Upon execution, it was the intent of the Company and Szulik to have the instrument recorded as a component of permanent stockholders equity. However, several provisions in the Certificate of Designations did not initially meet the accounting requirements to allow this classification and, as a result, the instrument was recorded in mezzanine. These provisions have been revised, and the Company and Szulik have agreed to amend the Certificate of Designations as follows:
 
·  
Section 4 - This section now states that a liquidation event will be within the Company’s control and require approval by the majority of the Company’s board of directors as it exists prior to a transaction before the transaction can occur. A hostile takeover event is also excluded from the definition of a liquidation event; and

·  
Sections 5(e)(v) and 5(e)(vi) - Both paragraphs now state that the transactions contemplated by each respective paragraph require approval by the majority of the Company’s board of directors as it exists prior to the effect of the transaction before the transaction can occur, and the transaction must be completely in the Company’s control.
 
All other terms and provisions of the Certificate of Designations remain unchanged.
 
 
The information set forth herein with respect to the Certificate of Designations is meant to be a summary only. The entire agreement is attached hereto as an exhibit to this Current Report on Form 8-K.
 
Item 3.02 Unregistered Sales of Equity Securities.  
 
See Item 1.01 of this Current Report on Form 8-K, which is incorporated herein by this reference, for a description of the terms of a preferred stock instrument which are convertible/exercisable into shares of the Company’s common stock.
 
Item 9.01. Financial Statements and Exhibits.

(c) Exhibits
 
Exhibit Number Description 
   
4.1
Certificate of Amendment of Certificate of Designations of the Series B Convertible Preferred Stock filed with the Secretary of the State of Delaware, dated June 28, 2007.
 
This Current Report on Form 8-K may contain, among other things, certain forward-looking statements within the meaning of the Private Securities Litigation Reform Act of 1995, including, without limitation, statements with respect to the Company’s plans, objectives, expectations and intentions and other statements identified by words such as “may”, “could”, “would”, “should”, “believes”, “expects”, “anticipates”, “estimates”, “intends”, “plans” or similar expressions. These statements are based upon the current beliefs and expectations of the Company’s management and are subject to significant risks and uncertainties.
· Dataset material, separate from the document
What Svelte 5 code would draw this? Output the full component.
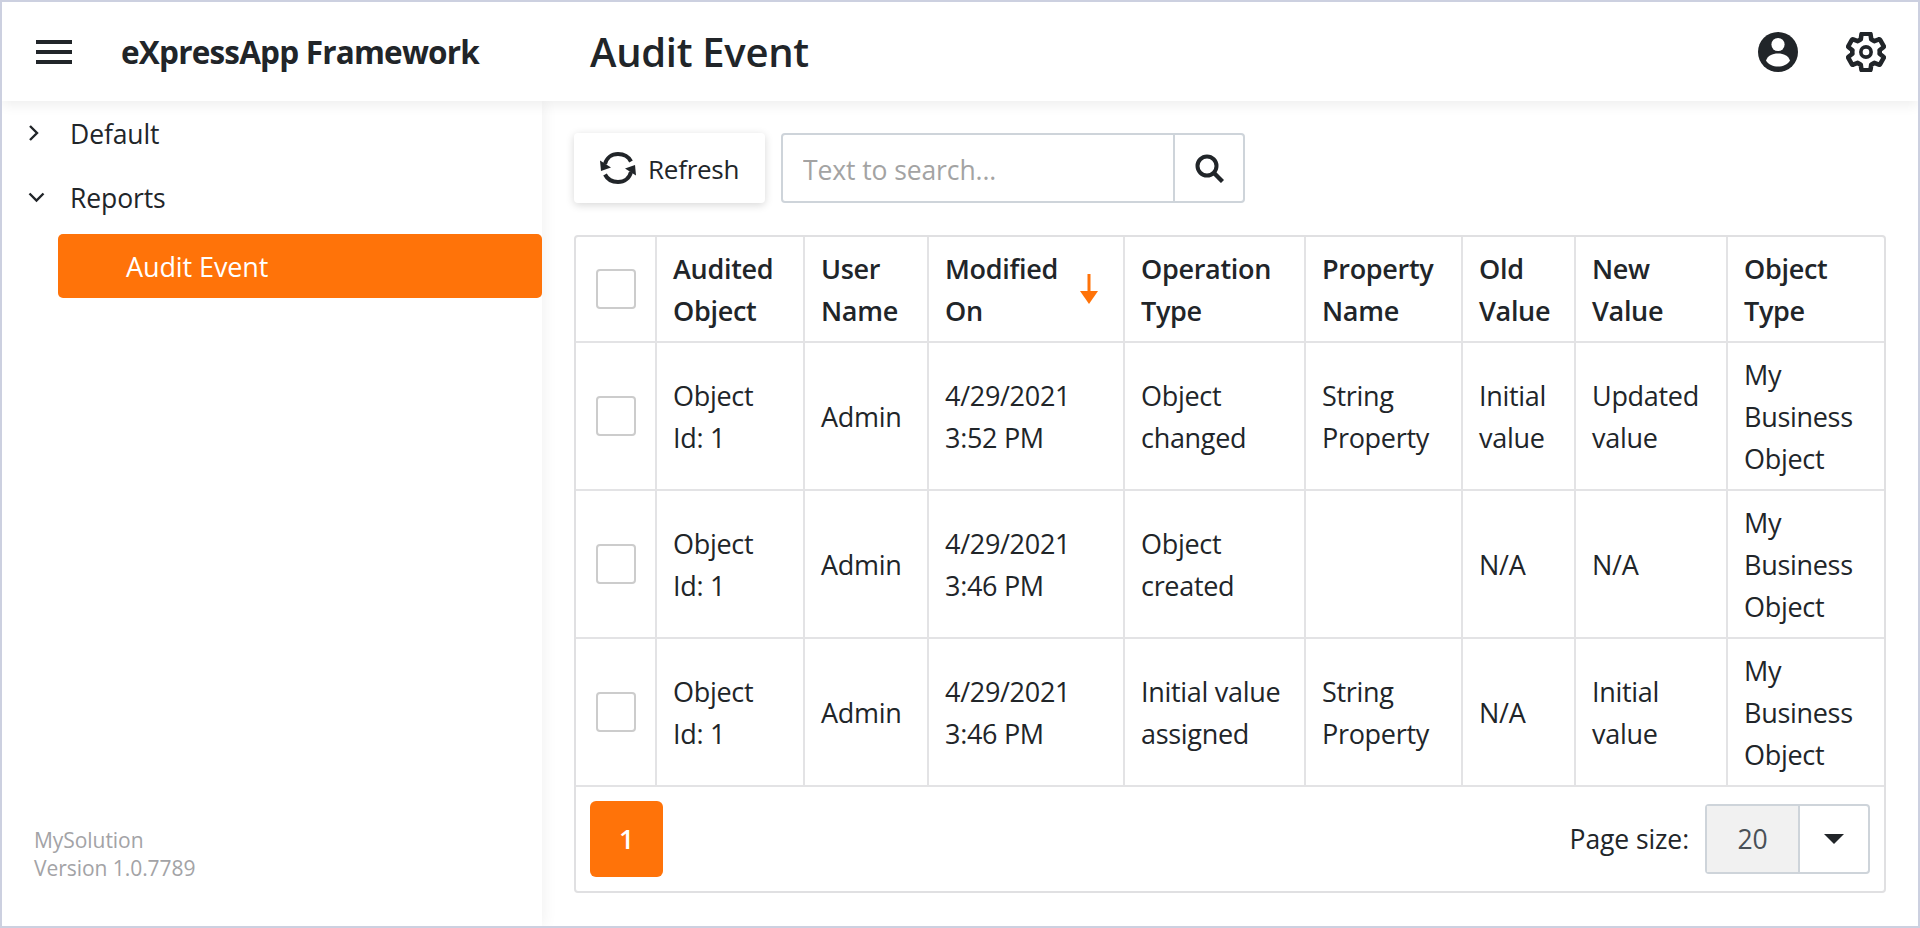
<script>
  const columns = [
    { label: ['Audited', 'Object'], width: 148 },
    { label: ['User', 'Name'], width: 124 },
    { label: ['Modified', 'On'], width: 196, sorted: true },
    { label: ['Operation', 'Type'], width: 181 },
    { label: ['Property', 'Name'], width: 157 },
    { label: ['Old', 'Value'], width: 113 },
    { label: ['New', 'Value'], width: 152 },
    { label: ['Object', 'Type'], width: 156 }
  ];
  const rows = [
    ['Object\nId: 1', 'Admin', '4/29/2021 3:52 PM', 'Object changed', 'String Property', 'Initial value', 'Updated value', 'My Business Object'],
    ['Object\nId: 1', 'Admin', '4/29/2021 3:46 PM', 'Object created', '', 'N/A', 'N/A', 'My Business Object'],
    ['Object\nId: 1', 'Admin', '4/29/2021 3:46 PM', 'Initial value assigned', 'String Property', 'N/A', 'Initial value', 'My Business Object']
  ];
</script>

<div class="app">
  <header class="topbar">
    <svg class="burger" width="36" height="24" viewBox="0 0 36 24" fill="#212529" aria-hidden="true">
      <rect y="0" width="36" height="4" /><rect y="10" width="36" height="4" /><rect y="20" width="36" height="4" />
    </svg>
    <div class="brand">eXpressApp Framework</div>
    <h1 class="page-title">Audit Event</h1>
    <div class="top-actions">
      <svg width="40" height="40" viewBox="0 0 40 40" aria-hidden="true">
        <circle cx="20" cy="20" r="20" fill="#212529" />
        <circle cx="20" cy="12.5" r="6.6" fill="#fff" />
        <path d="M8 28.5C10 23.5 14 21.5 20 21.5S30 23.5 32 28.5C29.5 32.5 25 34.5 20 34.5S10.500 32.500 8 28.500Z" fill="#fff" />
      </svg>
      <svg width="40" height="40" viewBox="1.500 1.500 21 21" fill="none" stroke="#212529" aria-hidden="true">
        <path stroke-width="2.400" stroke-linejoin="round" d="M19.140 12.940c.04-.3.06-.61.06-.94 0-.32-.02-.64-.07-.94l2.030-1.580c.18-.14.23-.41.120-.61l-1.920-3.320c-.12-.22-.37-.29-.59-.22l-2.390.96c-.5-.38-1.030-.7-1.620-.94l-.36-2.540c-.04-.24-.24-.41-.48-.41h-3.840c-.24 0-.43.17-.47.41l-.36 2.540c-.59.24-1.130.57-1.620.94l-2.390-.96c-.22-.08-.47 0-.59.22L2.740 8.870c-.12.21-.08.47.12.61l2.030 1.580c-.05.3-.09.63-.09.94s.02.64.07.94l-2.030 1.580c-.18.14-.23.41-.12.61l1.920 3.320c.12.22.37.29.59.22l2.390-.96c.5.38 1.030.7 1.620.94l.36 2.540c.05.24.24.41.48.41h3.840c.24 0 .44-.17.47-.41l.36-2.540c.59-.24 1.130-.56 1.620-.94l2.390.96c.22.08.47 0 .59-.22l1.920-3.320c.12-.22.07-.47-.12-.61l-2.010-1.580z" />
        <circle cx="12" cy="12" r="2.700" stroke-width="1.900" />
      </svg>
    </div>
  </header>

  <div class="body">
    <aside class="sidebar">
      <nav class="nav">
        <div class="nav-row">
          <span class="chev">
            <svg width="12" height="16" viewBox="0 0 12 16" fill="none" stroke="#212529" stroke-width="2.400" aria-hidden="true"><path d="M2 1l7 7-7 7" /></svg>
          </span>
          Default
        </div>
        <div class="nav-row">
          <span class="chev">
            <svg width="17" height="11" viewBox="0 0 17 11" fill="none" stroke="#212529" stroke-width="2.400" aria-hidden="true"><path d="M1.500 1.500l7 7 7-7" /></svg>
          </span>
          Reports
        </div>
        <div class="nav-active">Audit Event</div>
      </nav>
      <div class="about">MySolution<br />Version 1.0.7789</div>
    </aside>

    <main class="main">
      <div class="toolbar">
        <button class="refresh">
          <svg width="36" height="32" viewBox="0 0 36 32" fill="none" aria-hidden="true">
            <path d="M31 9.500C28.500 4.500 23.800 2 18 2 11.500 2 6.500 6 5 12" stroke="#212529" stroke-width="4" />
            <path d="M0 8.500 1 19 11 15.500Z" fill="#212529" />
            <g transform="rotate(180 18 16)">
              <path d="M31 9.500C28.500 4.500 23.800 2 18 2 11.500 2 6.500 6 5 12" stroke="#212529" stroke-width="4" />
              <path d="M0 8.500 1 19 11 15.500Z" fill="#212529" />
            </g>
          </svg>
          <span>Refresh</span>
        </button>
        <div class="search">
          <input class="search-input" placeholder="Text to search..." />
          <span class="search-btn">
            <svg width="29" height="29" viewBox="0 0 29 29" fill="none" stroke="#212529" aria-hidden="true">
              <circle cx="12" cy="12" r="9.500" stroke-width="4" />
              <path d="M19 19l8.500 8.500" stroke-width="4.400" />
            </svg>
          </span>
        </div>
      </div>

      <section class="card">
        <table>
          <colgroup>
            <col style="width:81px" />
            {#each columns as c}
              <col style="width:{c.width}px" />
            {/each}
          </colgroup>
          <thead>
            <tr>
              <th class="check"><span class="box"></span></th>
              {#each columns as c}
                <th>
                  {c.label[0]}<br />{c.label[1]}
                  {#if c.sorted}
                    <svg class="sort" width="18" height="30" viewBox="0 0 18 30" fill="#ff7309" aria-hidden="true">
                      <rect x="7.500" y="0" width="3" height="20" /><path d="M0 17h18L9 30z" />
                    </svg>
                  {/if}
                </th>
              {/each}
            </tr>
          </thead>
          <tbody>
            {#each rows as row}
              <tr>
                <td class="check"><span class="box"></span></td>
                {#each row as cell}
                  <td>{cell}</td>
                {/each}
              </tr>
            {/each}
          </tbody>
        </table>
        <div class="pager">
          <button class="page-btn">1</button>
          <div class="page-size">
            <span>Page size:</span>
            <div class="size-select">
              <span class="size-value">20</span>
              <span class="size-caret">
                <svg width="20" height="10" viewBox="0 0 20 10" fill="#212529" aria-hidden="true"><path d="M0 0h20L10 10z" /></svg>
              </span>
            </div>
          </div>
        </div>
      </section>
    </main>
  </div>
</div>

<style>
  :global(body) {
    margin: 0;
    background: #fff;
  }
  .app {
    box-sizing: border-box;
    width: 1920px;
    height: 928px;
    border: 2px solid #ccd0e0;
    display: flex;
    flex-direction: column;
    font-family: "Open Sans", "Noto Sans", sans-serif;
    font-size: 26.5px;
    line-height: 42px;
    letter-spacing: -0.1px;
    color: #212529;
    background: #fff;
    overflow: hidden;
  }
  .topbar {
    flex: 0 0 99px;
    display: flex;
    align-items: center;
    padding: 0 32px 0 34px;
    position: relative;
    z-index: 2;
    background: #fff;
    box-shadow: 0 4px 12px rgba(0, 0, 0, 0.07);
  }
  .burger {
    flex: none;
    margin-right: 49px;
  }
  .brand {
    width: 469px;
    flex: none;
    font-size: 31.5px;
    font-weight: 700;
    letter-spacing: -0.8px;
  }
  .page-title {
    margin: 0;
    font-size: 40px;
    font-weight: 600;
    letter-spacing: -0.3px;
  }
  .top-actions {
    margin-left: auto;
    display: flex;
    gap: 48px;
  }
  .top-actions svg {
    display: block;
  }
  .body {
    flex: 1;
    display: flex;
    min-height: 0;
  }
  .sidebar {
    flex: 0 0 540px;
    display: flex;
    flex-direction: column;
    justify-content: space-between;
    position: relative;
    z-index: 1;
    background: #fff;
    box-shadow: 2px 0 14px rgba(0, 0, 0, 0.06);
  }
  .nav-row {
    box-sizing: border-box;
    height: 64px;
    display: flex;
    align-items: center;
    padding: 2px 0 0 24px;
  }
  .chev {
    width: 44px;
    display: flex;
    align-items: center;
    padding-left: 2px;
    margin-top: -2px;
    box-sizing: border-box;
  }
  .nav-active {
    box-sizing: border-box;
    margin: 5px 0 0 56px;
    height: 64px;
    display: flex;
    align-items: center;
    padding: 2px 0 0 68px;
    background: #ff7309;
    color: #fff;
    border-radius: 5px;
    font-size: 27px;
  }
  .about {
    padding: 0 0 44px 32px;
    font-size: 21px;
    line-height: 28px;
    letter-spacing: -0.05px;
    color: #a3a3a6;
  }
  .main {
    flex: 1;
    min-width: 0;
    padding: 32px 32px 0;
    display: flex;
    flex-direction: column;
    gap: 32px;
  }
  .toolbar {
    display: flex;
    height: 70px;
    gap: 16px;
  }
  .refresh {
    width: 191px;
    display: flex;
    align-items: center;
    gap: 12px;
    padding: 2px 0 0 26px;
    border: 0;
    border-radius: 4px;
    background: #fff;
    box-shadow: 0 2px 8px rgba(0, 0, 0, 0.16);
    font: inherit;
    font-size: 26px;
    letter-spacing: -0.25px;
    color: inherit;
  }
  .refresh svg {
    margin-top: -2px;
  }
  .search {
    box-sizing: border-box;
    width: 464px;
    display: flex;
    border: 2px solid #ced4da;
    border-radius: 4px;
  }
  .search-input {
    flex: 1;
    min-width: 0;
    border: 0;
    outline: 0;
    padding: 3px 20px 0;
    background: transparent;
    font: inherit;
    letter-spacing: inherit;
    color: inherit;
  }
  .search-input::placeholder {
    color: #a3a3a3;
    opacity: 1;
  }
  .search-btn {
    flex: 0 0 70px;
    display: flex;
    align-items: center;
    justify-content: center;
    border-left: 2px solid #ced4da;
    box-sizing: border-box;
  }
  .card {
    box-sizing: border-box;
    height: 658px;
    border: 2px solid #e0e0e2;
    border-radius: 4px;
    display: flex;
    flex-direction: column;
  }
  table {
    width: 1308px;
    table-layout: fixed;
    border-collapse: separate;
    border-spacing: 0;
  }
  th,
  td {
    box-sizing: border-box;
    padding: 11px 14px 9px 16px;
    border-right: 2px solid #e3e3e5;
    border-bottom: 2px solid #e3e3e5;
    text-align: left;
    vertical-align: middle;
    white-space: pre-line;
    font-size: 27px;
    letter-spacing: -0.3px;
  }
  th:last-child,
  td:last-child {
    border-right: 0;
  }
  th {
    font-weight: 600;
    position: relative;
  }
  th.check,
  td.check {
    padding: 0;
  }
  .box {
    display: block;
    box-sizing: border-box;
    width: 40px;
    height: 40px;
    margin-left: 20px;
    border: 2px solid #ccc;
    border-radius: 4px;
    background: #fff;
  }
  .sort {
    position: absolute;
    right: 25px;
    top: 37px;
  }
  .pager {
    flex: 1;
    display: flex;
    align-items: center;
    justify-content: space-between;
    padding: 0 14px 0 14px;
  }
  .page-btn {
    width: 73px;
    height: 76px;
    border: 0;
    border-radius: 6px;
    background: #ff7309;
    color: #fff;
    font: inherit;
    font-weight: 600;
  }
  .page-size {
    display: flex;
    align-items: center;
    gap: 16px;
  }
  .size-select {
    box-sizing: border-box;
    width: 165px;
    height: 70px;
    display: flex;
    border: 2px solid #ced4da;
    border-radius: 4px;
  }
  .size-value {
    flex: 0 0 93px;
    box-sizing: border-box;
    display: flex;
    align-items: center;
    justify-content: center;
    background: #f1f1f1;
    color: #495057;
    border-right: 2px solid #ced4da;
  }
  .size-caret {
    flex: 1;
    display: flex;
    align-items: center;
    justify-content: center;
  }
</style>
Actual results may differ from those set forth in the forward-looking statements. These forward-looking statements involve certain risks and uncertainties that are subject to change based on various factors (many of which are beyond the Company’s control).

* * *
 
 

 



Pursuant to the requirements of the Securities Exchange Act of 1934, the registrant has caused this report to be signed on its behalf by the undersigned hereunto duly authorized.
 
     
  CONVERSION SERVICES INTERNATIONAL, INC.